Paul, a licensed doctor, who represents a Galveston area district in Congress, reiterated his unique message of smaller government and personal freedom in downtown’s Main Plaza. The crowd-which was generally younger than a typical political gathering-greeted the candidate with cheers and chants of “President Paul.” The crowd’s enthusiasm was not hampered by the fact that Paul trails former Massachusetts Governor Mitt Romney by hundreds of delegates and dozens of points in Republican nomination polls.

Paul was quick to point out that he remains competitive with Romney in polls that pit each candidate against Barack Obama in the general election, noting that a recent Ramussen poll showed Obama losing to Paul, whereas Romney was merely tied with the President.

Paul’s message-which calls for an end to the Federal Reserve, eliminating the national debt, and bringing U.S. troops home from their stations overseas-has energized a collection of supporters that includes college students and veterans alike but has so far failed to win him a single state in the Republican primaries.

However, Paul remains one of just three candidates left in the Republican primaries after former Pennsylvania senator, Rick Santorum, suspended his campaign, leaving just Paul, Romney and former Speaker of the House Newt Gingrich to compete for the remaining delegates.

Although he has been accused of being too moderate to represent the Republican Party, Mitt Romney is the heavy favorite as he has a sizeable lead in delegates, endorsements and money.

In a nomination process where the dialogue has been pushed further and further to the right, Romney has attracted criticism after one of his top aides compared his message to an “Etch-A-Sketch,” saying Romney can essentially start over from scratch once he is campaigning against Obama instead of other Republicans.

Although Romney has fought the image that he is inconsistent ever since the campaign started, Paul has remained one of the most consistent voices in Congress since he was first elected in 1978.

Even his fiercest critics have acknowledged that Ron Paul has never strayed away from his principles or compromised his beliefs for political benefit.

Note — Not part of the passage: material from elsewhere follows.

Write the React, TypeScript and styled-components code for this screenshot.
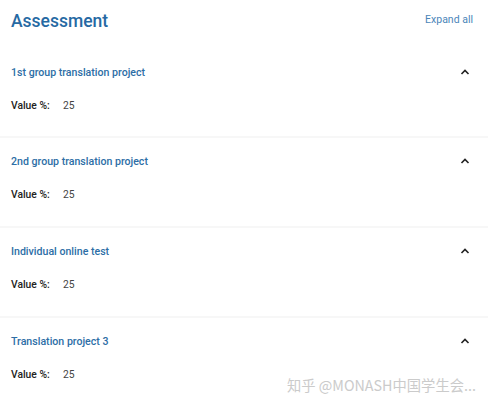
import React from 'react';
import styled, { createGlobalStyle } from 'styled-components';

const GlobalStyle = createGlobalStyle`
  body {
    margin: 0;
    background: #fff;
    font-family: Roboto, "Noto Sans", Arial, sans-serif;
  }
`;

const Page = styled.div`
  position: relative;
  width: 488px;
  height: 406px;
  overflow: hidden;
  background: #fff;
`;

const Header = styled.div`
  display: flex;
  justify-content: space-between;
  align-items: center;
  padding: 9px 15px 14px 11px;
  height: 24px;
`;

const Title = styled.h2`
  margin: 0;
  font-size: 17.5px;
  line-height: 24px;
  font-weight: 500;
  color: #2669a3;
`;

const ExpandAll = styled.button`
  border: none;
  background: none;
  padding: 0;
  font-family: inherit;
  font-size: 10.5px;
  color: #4b86b9;
  cursor: pointer;
  margin-top: -3px;
`;

const Section = styled.section<{ $first?: boolean }>`
  border-top: ${(p) => (p.$first ? 'none' : '2px solid #f7f7f7')};
  padding: ${(p) => (p.$first ? '17px 15px 23px 11px' : '15px 15px 24px 11px')};
`;

const SectionHead = styled.div`
  display: flex;
  justify-content: space-between;
  align-items: center;
  height: 16px;
`;

const SectionTitle = styled.span`
  font-size: 10.6px;
  font-weight: 500;
  color: #2d6ea6;
`;

const Chevron = styled.svg`
  width: 10px;
  height: 10px;
  margin-right: 3px;
`;

const ValueRow = styled.div`
  display: flex;
  align-items: center;
  height: 16px;
  margin-top: 17px;
  font-size: 10.3px;
`;

const ValueLabel = styled.span`
  font-weight: 500;
  color: #222;
  width: 52px;
`;

const ValueNum = styled.span`
  color: #444;
`;

const Watermark = styled.div`
  position: absolute;
  left: 287px;
  top: 374px;
  font-family: "Noto Sans CJK SC", sans-serif;
  font-size: 14.3px;
  color: #cbcbcb;
  white-space: nowrap;
`;

const items = [
  '1st group translation project',
  '2nd group translation project',
  'Individual online test',
  'Translation project 3',
];

const App: React.FC = () => {
  return (
    <Page>
      <GlobalStyle />
      <Header>
        <Title>Assessment</Title>
        <ExpandAll>Expand all</ExpandAll>
      </Header>
      {items.map((name, i) => (
        <Section key={name} $first={i === 0}>
          <SectionHead>
            <SectionTitle>{name}</SectionTitle>
            <Chevron viewBox="0 0 10 10">
              <path d="M1.5 7 L5 3.5 L8.5 7" fill="none" stroke="#222" strokeWidth="1.6" />
            </Chevron>
          </SectionHead>
          <ValueRow>
            <ValueLabel>Value %:</ValueLabel>
            <ValueNum>25</ValueNum>
          </ValueRow>
        </Section>
      ))}
      <Watermark>知乎 @MONASH中国学生会...</Watermark>
    </Page>
  );
};

export default App;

Although it is unlikely that Paul will secure the Republican nomination, his energizing rally and enthusiastic following are helping him secure delegates. This will allow him to shape the Republican platform at the Republican National Convention this summer. While other candidates in this cycle have rehashed the same Republican message, Paul has created a message that is uniquely his own, allowing him to build a following that he hopes will outlast him as a politician.